The epididymis is crucial to sperm maturation. Spermatozoa produced from testis acquire their capacity of motility and fertilizing ability during epididymal transit. Multiple studies (including our own here) have reported different genes in the epididymis and facilitated sperm maturation. However, the exact cell composition and gene expression repertoire of each cell population in the epididymis are less characterized. Several research groups including ourselves have tried to elucidate the cell compositions of the epididymis via recently hot technique-single-cell sequencing (scRNA-seq) at a similar time.
While cell atlas has been identified by single-cell sequencing (scRNA-seq) 1,2, this work, as far as we know, represents the first to report the spatiotemporal differences of segmental difference expression genes (DEGs) and mitochondria along the epididymis with sufficient cell number. Here, we have demonstrated a total of eight-cell types by a total of 40,623 cells scRNA-seq. Benefiting from our high-throughput scRNA-seq, we have identified a subpopulation of principal cells with stereocilia at gene expression level that was not described in the other studies (Figure 1).
Figure 1. Overview of single-cell RNA sequencing of mouse epididymis regions and principal cell subpopulations.

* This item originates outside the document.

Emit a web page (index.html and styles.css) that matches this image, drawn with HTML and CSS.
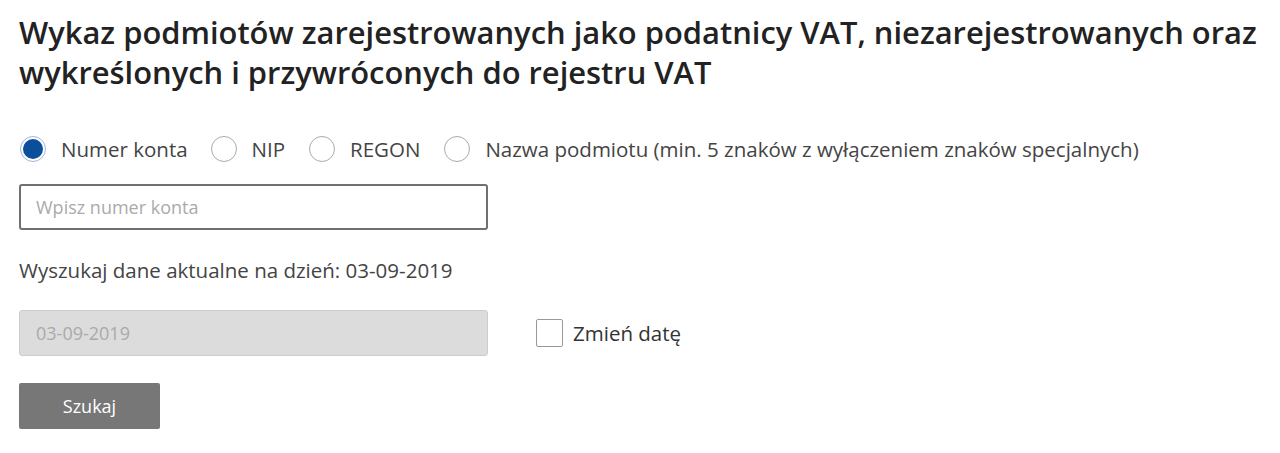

Unexpectedly, our results revealed the high content of mitochondria in the corpus and cauda epididymis compared with the caput using scRNA-seq. Although we noticed the high percentage of mitochondrial transcriptions (MTs%) during the analysis, we did not pay a lot of attention to this issue when we first submitted the manuscript. We just thought the phenomorphan was accounted to one of mitochondria-rich apical cells in the caput epididymis. During peer review, two referees questioned our high percentage of MTs% due to the MTs% of corpus epididymis over 20%. In general, a high percentage of MTs (>5%) is considered an indicator of cell stress or cell death 3. To address the referees’ concerns which definitely is a major issue in the analysis of scRNA-seq, we sent more samples to supplement our previous data. Consistent with our previous results, a similar MT% was observed. Additional experiments including mitochondrial specific staining and qPCR validation revealed a higher number of mitochondria and mitochondrial gene expressions in the corpus and cauda epididymis (Figure 2). These results strongly suggest that the high MT% in our data was NOT due to the low-quality cells but attributed to the high percentage of mitochondria in the corpus and cauda epididymis.
Figure 2. The segmental specific distribution of the mitochondrial in the epididymis.

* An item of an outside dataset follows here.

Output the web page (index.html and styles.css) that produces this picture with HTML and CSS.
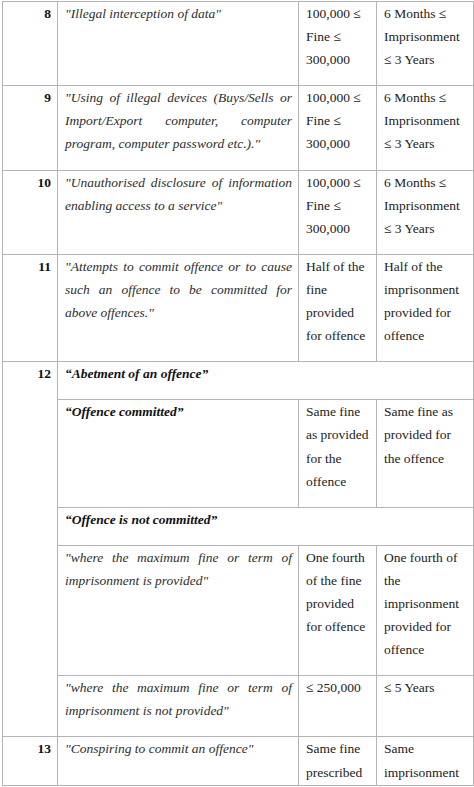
FILE: index.html
```html
<!DOCTYPE html>
<html>
<head>
<meta charset="utf-8">
<link rel="stylesheet" href="styles.css">
</head>
<body>
<table class="offences">
  <colgroup>
    <col class="c-no">
    <col class="c-desc">
    <col class="c-fine">
    <col class="c-prison">
  </colgroup>
  <tr>
    <td class="no">8</td>
    <td class="desc">"Illegal interception of data"</td>
    <td>100,000 ≤ Fine ≤ 300,000</td>
    <td>6 Months ≤ Imprisonment ≤ 3 Years</td>
  </tr>
  <tr>
    <td class="no">9</td>
    <td class="desc">"Using of illegal devices (Buys/Sells or Import/Export computer, computer program, computer password etc.)."</td>
    <td>100,000 ≤ Fine ≤ 300,000</td>
    <td>6 Months ≤ Imprisonment ≤ 3 Years</td>
  </tr>
  <tr>
    <td class="no">10</td>
    <td class="desc">"Unauthorised disclosure of information enabling access to a service"</td>
    <td>100,000 ≤ Fine ≤ 300,000</td>
    <td>6 Months ≤ Imprisonment ≤ 3 Years</td>
  </tr>
  <tr>
    <td class="no">11</td>
    <td class="desc">"Attempts to commit offence or to cause such an offence to be committed for above offences."</td>
    <td>Half of the fine provided for offence</td>
    <td>Half of the imprisonment provided for offence</td>
  </tr>
  <tr>
    <td class="no" rowspan="5">12</td>
    <td class="desc head" colspan="3">“Abetment of an offence”</td>
  </tr>
  <tr>
    <td class="desc head">“Offence committed”</td>
    <td>Same fine as provided for the offence</td>
    <td>Same fine as provided for the offence</td>
  </tr>
  <tr>
    <td class="desc head" colspan="3">“Offence is not committed”</td>
  </tr>
  <tr>
    <td class="desc">"where the maximum fine or term of imprisonment is provided"</td>
    <td>One fourth of the fine provided for offence</td>
    <td>One fourth of the imprisonment provided for offence</td>
  </tr>
  <tr>
    <td class="desc">"where the maximum fine or term of imprisonment is not provided"</td>
    <td>≤ 250,000</td>
    <td>≤ 5 Years</td>
  </tr>
  <tr class="cut">
    <td class="no">13</td>
    <td class="desc">"Conspiring to commit an offence"</td>
    <td>Same fine prescribed</td>
    <td>Same imprisonment</td>
  </tr>
</table>
</body>
</html>
```
FILE: styles.css
```css
html, body {
  margin: 0;
  padding: 0;
  background: #ffffff;
}

body {
  padding: 1px 0 0 2px;
  font-family: "Times New Roman", Times, Tinos, "Liberation Serif", "Nimbus Roman", FreeSerif, "DejaVu Serif", serif;
  font-size: 13.5px;
  line-height: 23.1px;
  color: #222222;
}

.offences {
  border-collapse: collapse;
  table-layout: fixed;
  width: 471px;
  font-family: inherit;
}

.c-no { width: 55px; }
.c-desc { width: 241px; }
.c-fine { width: 78px; }
.c-prison { width: 97px; }

.offences td {
  border: 1px solid #b4b4b4;
  vertical-align: top;
  padding: 0 6px 14px 7px;
  text-align: left;
  font-family: inherit;
}

.offences td.no {
  text-align: right;
  font-weight: bold;
  color: #111;
}

.offences td.desc {
  font-style: italic;
  text-align: justify;
  color: #2e2e2e;
}

.offences td.head {
  font-weight: bold;
  color: #111;
}

.offences tr.cut td {
  padding-bottom: 1px;
}
```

Taken together, our data provide an indispensable resource, at single-cell resolution, for a comprehensive cell composition of the epididymis and revealed the novel distributed pattern of mitochondria and key genes that could be linked to the sperm functionalities in the first wave and subsequent wave of sperm.
For more details, please find our paper with supplementary data on Cell Discovery (https://www.nature.com/articles/s41421-021-00260-7).
1 Leir, S. H., Yin, S., Kerschner, J. L., Cosme, W. & Harris, A. An atlas of human proximal epididymis reveals cell-specific functions and distinct roles for CFTR. Life Sci Alliance 3, doi:10.26508/lsa.202000744 (2020).
2 Rinaldi, V. D. et al. An atlas of cell types in the mouse epididymis and vas deferens. Elife 9, doi:10.7554/eLife.55474 (2020).
3 Ilicic, T. et al. Classification of low quality cells from single-cell RNA-seq data. Genome Biol 17, 29, doi:10.1186/s13059-016-0888-1 (2016).